* **Task prompt**
Find all lines in the listing that include the word "TypeScript", then copy them.

[Rows from a dataset of pages and code]
════

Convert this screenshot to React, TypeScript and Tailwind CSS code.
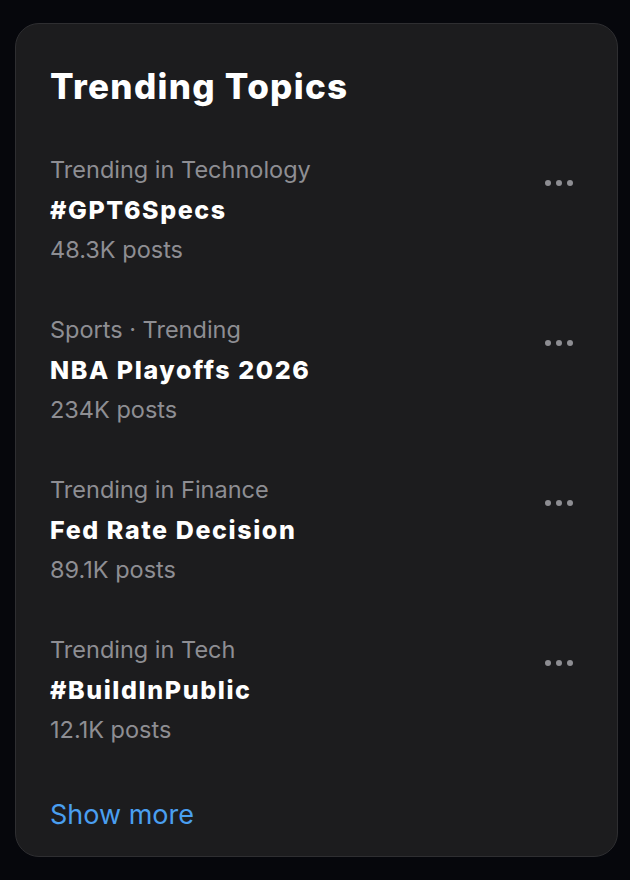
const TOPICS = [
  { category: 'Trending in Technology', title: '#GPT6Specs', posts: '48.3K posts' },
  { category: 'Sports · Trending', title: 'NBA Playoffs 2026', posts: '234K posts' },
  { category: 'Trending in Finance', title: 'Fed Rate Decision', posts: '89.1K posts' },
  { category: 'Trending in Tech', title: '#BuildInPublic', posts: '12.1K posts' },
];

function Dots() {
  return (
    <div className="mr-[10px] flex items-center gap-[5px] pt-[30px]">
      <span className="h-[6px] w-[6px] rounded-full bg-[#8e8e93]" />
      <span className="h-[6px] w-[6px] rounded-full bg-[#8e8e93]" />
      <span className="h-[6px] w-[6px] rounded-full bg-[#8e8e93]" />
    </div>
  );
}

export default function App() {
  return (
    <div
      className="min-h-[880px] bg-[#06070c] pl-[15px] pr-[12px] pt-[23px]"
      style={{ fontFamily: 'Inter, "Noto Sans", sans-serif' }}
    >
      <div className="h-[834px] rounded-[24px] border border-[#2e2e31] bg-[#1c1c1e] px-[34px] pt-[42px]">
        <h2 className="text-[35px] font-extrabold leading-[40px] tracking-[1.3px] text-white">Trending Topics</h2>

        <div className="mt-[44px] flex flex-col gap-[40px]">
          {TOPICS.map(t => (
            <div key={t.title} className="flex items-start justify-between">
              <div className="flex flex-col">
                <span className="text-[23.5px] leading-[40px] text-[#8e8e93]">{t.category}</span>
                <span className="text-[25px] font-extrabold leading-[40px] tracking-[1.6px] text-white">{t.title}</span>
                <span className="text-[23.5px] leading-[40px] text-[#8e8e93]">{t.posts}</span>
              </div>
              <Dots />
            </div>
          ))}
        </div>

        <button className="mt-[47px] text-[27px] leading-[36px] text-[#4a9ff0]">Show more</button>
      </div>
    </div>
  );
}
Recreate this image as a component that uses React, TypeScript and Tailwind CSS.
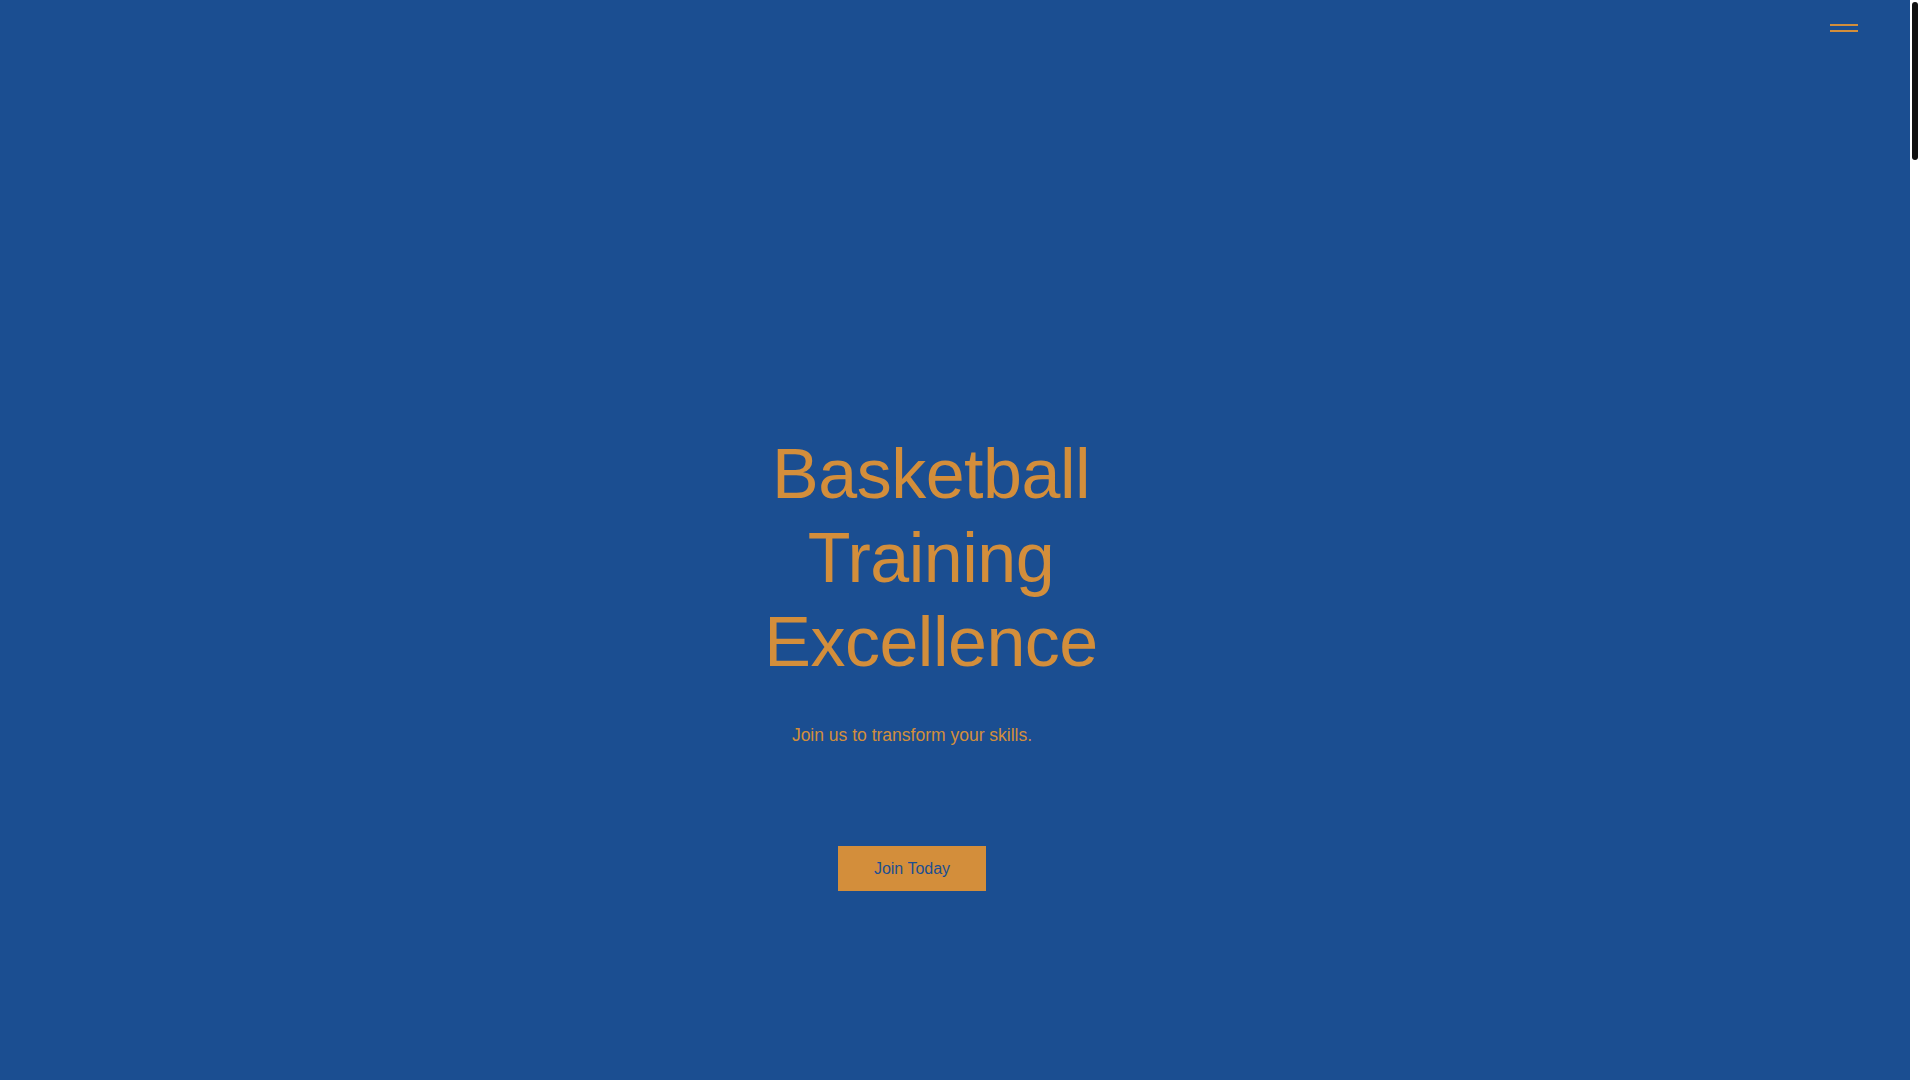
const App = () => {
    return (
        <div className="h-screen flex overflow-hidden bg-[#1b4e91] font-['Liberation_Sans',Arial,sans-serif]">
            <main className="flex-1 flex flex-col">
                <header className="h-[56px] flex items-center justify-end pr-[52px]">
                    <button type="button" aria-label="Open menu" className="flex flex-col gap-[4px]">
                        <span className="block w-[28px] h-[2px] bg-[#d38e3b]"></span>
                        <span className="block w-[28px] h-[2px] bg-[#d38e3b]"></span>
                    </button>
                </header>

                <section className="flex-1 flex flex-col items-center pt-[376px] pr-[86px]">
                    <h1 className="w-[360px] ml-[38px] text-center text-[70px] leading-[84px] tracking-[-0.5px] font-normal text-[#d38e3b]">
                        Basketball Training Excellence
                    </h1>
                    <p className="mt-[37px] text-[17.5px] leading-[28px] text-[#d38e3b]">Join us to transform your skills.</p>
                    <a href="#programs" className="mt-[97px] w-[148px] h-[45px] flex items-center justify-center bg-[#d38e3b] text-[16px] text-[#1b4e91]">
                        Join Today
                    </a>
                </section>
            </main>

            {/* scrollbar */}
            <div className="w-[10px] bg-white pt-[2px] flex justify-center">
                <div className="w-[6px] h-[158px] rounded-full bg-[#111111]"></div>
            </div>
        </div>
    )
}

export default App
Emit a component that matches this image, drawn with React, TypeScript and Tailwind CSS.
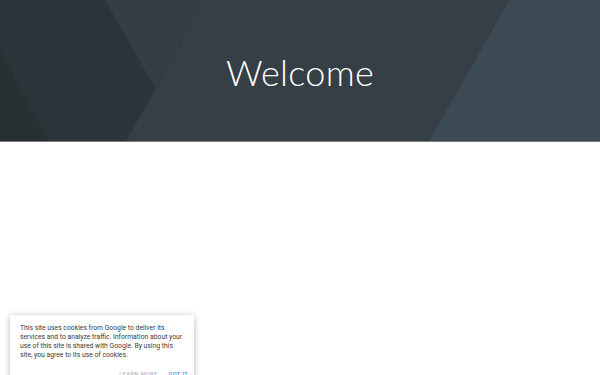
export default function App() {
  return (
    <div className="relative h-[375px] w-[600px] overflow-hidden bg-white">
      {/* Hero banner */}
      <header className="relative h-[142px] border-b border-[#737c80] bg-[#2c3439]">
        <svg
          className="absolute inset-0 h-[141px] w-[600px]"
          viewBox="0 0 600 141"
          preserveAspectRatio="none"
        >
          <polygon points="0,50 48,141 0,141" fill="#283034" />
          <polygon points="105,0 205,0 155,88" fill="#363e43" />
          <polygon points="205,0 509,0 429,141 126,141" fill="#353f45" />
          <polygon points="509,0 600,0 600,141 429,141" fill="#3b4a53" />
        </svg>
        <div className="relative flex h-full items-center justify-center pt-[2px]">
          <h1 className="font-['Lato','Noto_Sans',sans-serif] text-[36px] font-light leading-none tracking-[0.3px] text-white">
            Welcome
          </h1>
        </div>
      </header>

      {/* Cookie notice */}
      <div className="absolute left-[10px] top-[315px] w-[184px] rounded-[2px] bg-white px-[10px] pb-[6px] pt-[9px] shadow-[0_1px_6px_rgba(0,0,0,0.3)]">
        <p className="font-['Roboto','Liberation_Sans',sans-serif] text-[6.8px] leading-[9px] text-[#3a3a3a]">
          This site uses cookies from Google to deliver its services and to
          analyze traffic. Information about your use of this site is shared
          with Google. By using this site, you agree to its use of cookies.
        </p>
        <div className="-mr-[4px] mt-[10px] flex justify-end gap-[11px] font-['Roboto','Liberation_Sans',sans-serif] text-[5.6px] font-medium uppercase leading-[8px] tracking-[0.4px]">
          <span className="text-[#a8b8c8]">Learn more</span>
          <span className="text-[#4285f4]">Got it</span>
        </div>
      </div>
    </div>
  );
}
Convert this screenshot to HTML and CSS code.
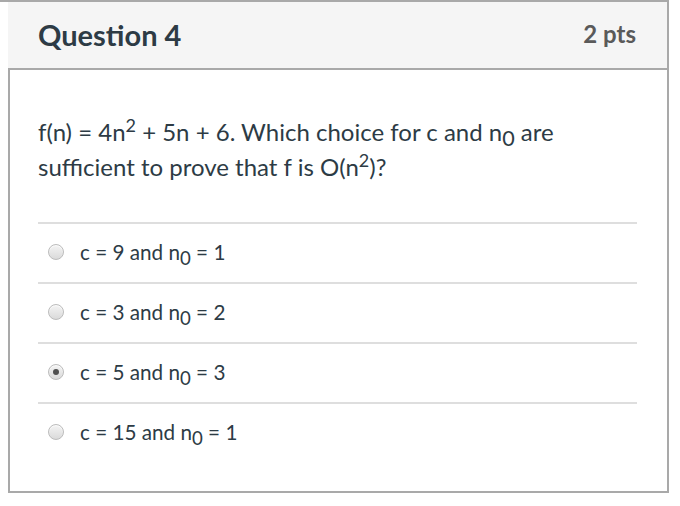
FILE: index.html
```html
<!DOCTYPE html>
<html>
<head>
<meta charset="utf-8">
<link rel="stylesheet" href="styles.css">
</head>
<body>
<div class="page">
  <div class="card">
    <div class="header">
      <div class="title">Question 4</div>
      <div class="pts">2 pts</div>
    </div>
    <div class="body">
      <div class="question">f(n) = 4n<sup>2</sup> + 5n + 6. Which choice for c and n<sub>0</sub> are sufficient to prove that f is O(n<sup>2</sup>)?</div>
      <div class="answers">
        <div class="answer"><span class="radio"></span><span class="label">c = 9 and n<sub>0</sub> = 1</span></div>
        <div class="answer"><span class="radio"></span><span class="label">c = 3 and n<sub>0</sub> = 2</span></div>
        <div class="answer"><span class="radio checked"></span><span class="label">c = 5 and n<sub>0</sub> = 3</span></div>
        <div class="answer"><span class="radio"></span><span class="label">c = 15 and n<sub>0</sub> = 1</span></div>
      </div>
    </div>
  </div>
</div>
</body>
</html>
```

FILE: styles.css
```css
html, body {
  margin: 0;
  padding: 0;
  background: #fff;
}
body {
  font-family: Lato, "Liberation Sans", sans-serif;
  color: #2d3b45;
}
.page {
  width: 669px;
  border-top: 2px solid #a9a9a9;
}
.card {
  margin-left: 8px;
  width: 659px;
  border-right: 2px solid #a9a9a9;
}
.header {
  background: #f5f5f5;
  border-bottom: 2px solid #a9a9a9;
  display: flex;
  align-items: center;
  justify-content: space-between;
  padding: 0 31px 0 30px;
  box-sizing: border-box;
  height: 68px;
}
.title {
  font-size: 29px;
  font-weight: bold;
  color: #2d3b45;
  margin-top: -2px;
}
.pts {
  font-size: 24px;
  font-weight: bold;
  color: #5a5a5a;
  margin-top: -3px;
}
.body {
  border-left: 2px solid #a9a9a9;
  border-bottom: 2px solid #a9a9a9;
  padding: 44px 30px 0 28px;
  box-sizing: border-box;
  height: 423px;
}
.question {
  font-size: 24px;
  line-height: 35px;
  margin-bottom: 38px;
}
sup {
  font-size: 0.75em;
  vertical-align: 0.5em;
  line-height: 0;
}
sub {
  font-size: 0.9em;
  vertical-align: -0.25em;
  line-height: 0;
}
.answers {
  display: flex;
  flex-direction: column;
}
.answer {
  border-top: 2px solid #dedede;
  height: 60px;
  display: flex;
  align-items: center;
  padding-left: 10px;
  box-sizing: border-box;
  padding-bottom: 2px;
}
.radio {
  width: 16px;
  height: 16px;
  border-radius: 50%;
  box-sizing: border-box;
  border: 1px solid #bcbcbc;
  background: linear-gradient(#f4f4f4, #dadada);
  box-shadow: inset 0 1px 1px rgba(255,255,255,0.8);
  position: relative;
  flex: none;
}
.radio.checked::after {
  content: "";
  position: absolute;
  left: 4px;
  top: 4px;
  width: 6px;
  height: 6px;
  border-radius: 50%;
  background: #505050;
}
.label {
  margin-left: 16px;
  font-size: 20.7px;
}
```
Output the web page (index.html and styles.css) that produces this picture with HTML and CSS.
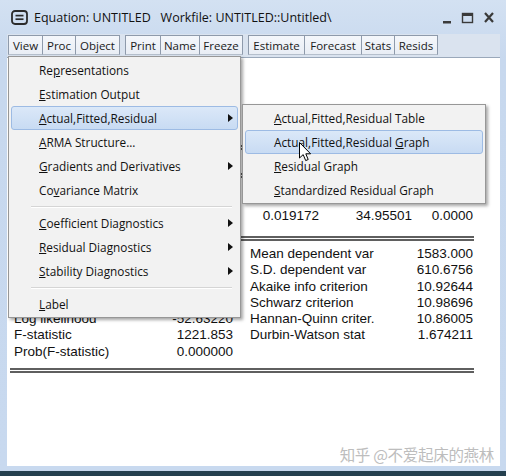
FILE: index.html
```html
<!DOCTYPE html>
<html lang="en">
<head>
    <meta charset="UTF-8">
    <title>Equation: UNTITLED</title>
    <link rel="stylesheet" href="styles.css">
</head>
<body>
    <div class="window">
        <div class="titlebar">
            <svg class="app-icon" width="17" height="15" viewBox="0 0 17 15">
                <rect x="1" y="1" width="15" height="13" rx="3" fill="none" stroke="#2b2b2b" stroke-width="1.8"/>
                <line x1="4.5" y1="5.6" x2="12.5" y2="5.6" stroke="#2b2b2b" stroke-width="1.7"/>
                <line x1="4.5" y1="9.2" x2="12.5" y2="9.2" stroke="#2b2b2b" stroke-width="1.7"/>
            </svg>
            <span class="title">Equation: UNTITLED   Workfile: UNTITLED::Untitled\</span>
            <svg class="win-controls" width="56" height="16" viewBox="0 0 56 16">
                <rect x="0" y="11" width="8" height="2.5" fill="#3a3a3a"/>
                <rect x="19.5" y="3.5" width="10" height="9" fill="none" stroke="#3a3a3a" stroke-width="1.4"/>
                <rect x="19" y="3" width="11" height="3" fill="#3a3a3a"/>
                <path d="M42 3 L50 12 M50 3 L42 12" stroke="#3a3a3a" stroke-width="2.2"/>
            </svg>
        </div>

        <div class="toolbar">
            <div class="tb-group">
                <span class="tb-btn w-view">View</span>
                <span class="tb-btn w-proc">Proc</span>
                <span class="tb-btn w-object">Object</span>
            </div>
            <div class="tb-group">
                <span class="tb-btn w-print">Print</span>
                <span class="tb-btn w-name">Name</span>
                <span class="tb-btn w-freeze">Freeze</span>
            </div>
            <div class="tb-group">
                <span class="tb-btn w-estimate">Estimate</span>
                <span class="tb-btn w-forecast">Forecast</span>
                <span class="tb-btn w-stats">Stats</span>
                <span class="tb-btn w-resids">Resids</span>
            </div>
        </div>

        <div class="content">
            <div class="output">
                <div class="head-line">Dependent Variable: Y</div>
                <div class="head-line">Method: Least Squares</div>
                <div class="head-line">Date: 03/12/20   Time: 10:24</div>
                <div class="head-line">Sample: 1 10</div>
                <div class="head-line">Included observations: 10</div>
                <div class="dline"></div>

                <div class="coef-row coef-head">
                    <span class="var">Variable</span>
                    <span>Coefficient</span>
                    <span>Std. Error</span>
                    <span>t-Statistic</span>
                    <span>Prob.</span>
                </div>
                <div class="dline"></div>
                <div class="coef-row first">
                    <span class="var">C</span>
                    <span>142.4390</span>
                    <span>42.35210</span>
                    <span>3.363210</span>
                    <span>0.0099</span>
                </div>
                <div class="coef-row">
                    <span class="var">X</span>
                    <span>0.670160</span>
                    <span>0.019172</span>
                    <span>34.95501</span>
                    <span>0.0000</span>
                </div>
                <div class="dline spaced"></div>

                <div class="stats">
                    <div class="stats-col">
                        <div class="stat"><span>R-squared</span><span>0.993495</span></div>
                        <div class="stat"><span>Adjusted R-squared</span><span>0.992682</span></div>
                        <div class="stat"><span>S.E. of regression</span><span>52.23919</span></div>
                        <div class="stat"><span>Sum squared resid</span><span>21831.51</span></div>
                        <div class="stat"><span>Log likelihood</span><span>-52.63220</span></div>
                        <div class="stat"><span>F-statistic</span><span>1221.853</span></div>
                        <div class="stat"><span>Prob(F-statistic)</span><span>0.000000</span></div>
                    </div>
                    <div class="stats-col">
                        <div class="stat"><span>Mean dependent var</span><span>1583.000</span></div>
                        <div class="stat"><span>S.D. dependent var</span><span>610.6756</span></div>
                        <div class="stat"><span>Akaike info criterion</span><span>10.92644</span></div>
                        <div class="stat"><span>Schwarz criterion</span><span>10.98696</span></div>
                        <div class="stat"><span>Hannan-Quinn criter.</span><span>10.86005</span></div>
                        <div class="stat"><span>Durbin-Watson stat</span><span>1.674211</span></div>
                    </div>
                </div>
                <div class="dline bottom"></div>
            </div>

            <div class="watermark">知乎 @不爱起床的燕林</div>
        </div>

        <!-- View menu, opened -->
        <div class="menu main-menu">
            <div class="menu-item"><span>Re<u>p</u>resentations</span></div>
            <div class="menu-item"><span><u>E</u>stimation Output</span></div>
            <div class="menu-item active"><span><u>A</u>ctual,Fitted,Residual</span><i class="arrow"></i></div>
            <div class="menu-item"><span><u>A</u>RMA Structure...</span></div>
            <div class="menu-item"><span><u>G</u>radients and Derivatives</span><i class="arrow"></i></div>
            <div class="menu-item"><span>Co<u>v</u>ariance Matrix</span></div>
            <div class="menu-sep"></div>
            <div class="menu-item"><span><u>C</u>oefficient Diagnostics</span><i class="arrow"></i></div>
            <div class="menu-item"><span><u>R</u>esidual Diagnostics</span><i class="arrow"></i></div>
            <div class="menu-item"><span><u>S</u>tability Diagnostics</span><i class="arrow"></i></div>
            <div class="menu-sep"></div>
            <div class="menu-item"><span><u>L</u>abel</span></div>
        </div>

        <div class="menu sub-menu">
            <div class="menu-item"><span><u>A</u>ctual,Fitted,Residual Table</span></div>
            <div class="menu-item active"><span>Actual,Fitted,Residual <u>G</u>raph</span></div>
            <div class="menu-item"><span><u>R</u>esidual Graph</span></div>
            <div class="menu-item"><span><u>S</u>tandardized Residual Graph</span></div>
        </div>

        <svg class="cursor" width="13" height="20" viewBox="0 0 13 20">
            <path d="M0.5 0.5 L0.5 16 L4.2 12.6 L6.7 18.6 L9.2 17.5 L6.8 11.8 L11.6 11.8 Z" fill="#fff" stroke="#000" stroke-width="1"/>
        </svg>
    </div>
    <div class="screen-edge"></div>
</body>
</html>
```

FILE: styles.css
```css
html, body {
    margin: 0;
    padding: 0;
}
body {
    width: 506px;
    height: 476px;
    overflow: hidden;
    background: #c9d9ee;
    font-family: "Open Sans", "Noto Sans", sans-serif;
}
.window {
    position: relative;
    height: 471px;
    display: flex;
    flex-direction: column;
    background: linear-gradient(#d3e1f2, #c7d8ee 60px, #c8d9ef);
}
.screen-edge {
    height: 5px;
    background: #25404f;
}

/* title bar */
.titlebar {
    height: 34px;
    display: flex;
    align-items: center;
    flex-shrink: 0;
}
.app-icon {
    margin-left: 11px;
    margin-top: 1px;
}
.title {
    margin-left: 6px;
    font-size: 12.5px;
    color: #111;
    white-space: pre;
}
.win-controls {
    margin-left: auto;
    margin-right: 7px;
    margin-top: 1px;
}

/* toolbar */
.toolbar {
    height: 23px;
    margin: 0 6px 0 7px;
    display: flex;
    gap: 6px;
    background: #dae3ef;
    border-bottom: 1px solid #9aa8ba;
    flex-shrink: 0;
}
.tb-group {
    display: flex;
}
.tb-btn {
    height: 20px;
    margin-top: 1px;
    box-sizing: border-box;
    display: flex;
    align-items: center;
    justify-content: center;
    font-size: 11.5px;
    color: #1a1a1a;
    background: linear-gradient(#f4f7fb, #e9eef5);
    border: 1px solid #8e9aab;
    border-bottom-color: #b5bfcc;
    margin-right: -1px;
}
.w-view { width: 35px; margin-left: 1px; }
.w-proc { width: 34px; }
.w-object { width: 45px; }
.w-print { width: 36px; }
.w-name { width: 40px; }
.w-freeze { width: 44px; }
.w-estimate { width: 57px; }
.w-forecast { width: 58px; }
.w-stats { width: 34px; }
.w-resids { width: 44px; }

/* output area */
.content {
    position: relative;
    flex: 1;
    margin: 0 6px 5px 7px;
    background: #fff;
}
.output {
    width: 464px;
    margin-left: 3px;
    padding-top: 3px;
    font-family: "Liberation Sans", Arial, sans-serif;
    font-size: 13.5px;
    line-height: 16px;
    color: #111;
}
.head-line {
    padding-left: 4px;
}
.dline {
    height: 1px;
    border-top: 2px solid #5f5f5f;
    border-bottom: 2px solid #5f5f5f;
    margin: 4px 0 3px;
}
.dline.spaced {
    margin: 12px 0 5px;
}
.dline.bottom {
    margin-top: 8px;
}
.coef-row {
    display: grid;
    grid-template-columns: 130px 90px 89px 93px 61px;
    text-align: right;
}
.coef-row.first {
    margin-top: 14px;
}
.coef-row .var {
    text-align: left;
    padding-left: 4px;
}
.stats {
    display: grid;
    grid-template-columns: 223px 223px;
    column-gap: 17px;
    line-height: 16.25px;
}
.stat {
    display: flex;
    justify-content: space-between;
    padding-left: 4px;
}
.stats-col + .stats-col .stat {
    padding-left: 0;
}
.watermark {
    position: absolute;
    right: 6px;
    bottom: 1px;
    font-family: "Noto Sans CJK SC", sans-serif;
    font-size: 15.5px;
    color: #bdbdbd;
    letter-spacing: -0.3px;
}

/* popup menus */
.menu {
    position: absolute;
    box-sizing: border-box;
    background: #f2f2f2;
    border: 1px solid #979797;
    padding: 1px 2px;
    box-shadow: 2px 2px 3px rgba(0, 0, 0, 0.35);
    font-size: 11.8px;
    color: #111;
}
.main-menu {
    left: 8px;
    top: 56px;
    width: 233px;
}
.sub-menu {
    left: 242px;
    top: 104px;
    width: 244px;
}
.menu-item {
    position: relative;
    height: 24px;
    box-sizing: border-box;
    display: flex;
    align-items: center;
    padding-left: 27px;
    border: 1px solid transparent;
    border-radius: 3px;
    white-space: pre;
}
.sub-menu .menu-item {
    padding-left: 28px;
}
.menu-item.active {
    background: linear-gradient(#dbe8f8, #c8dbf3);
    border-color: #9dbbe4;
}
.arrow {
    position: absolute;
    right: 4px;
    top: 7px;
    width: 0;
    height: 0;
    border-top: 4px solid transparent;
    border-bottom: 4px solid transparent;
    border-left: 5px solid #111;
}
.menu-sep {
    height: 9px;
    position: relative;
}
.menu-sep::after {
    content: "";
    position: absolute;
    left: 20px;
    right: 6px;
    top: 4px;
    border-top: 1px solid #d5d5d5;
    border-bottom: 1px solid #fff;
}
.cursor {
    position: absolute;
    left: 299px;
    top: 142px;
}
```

════

* **Task solution**
Convert this screenshot to React, TypeScript and Tailwind CSS code.
Recreate this image as a component that uses React, TypeScript and Tailwind CSS.
Emit a component that matches this image, drawn with React, TypeScript and Tailwind CSS.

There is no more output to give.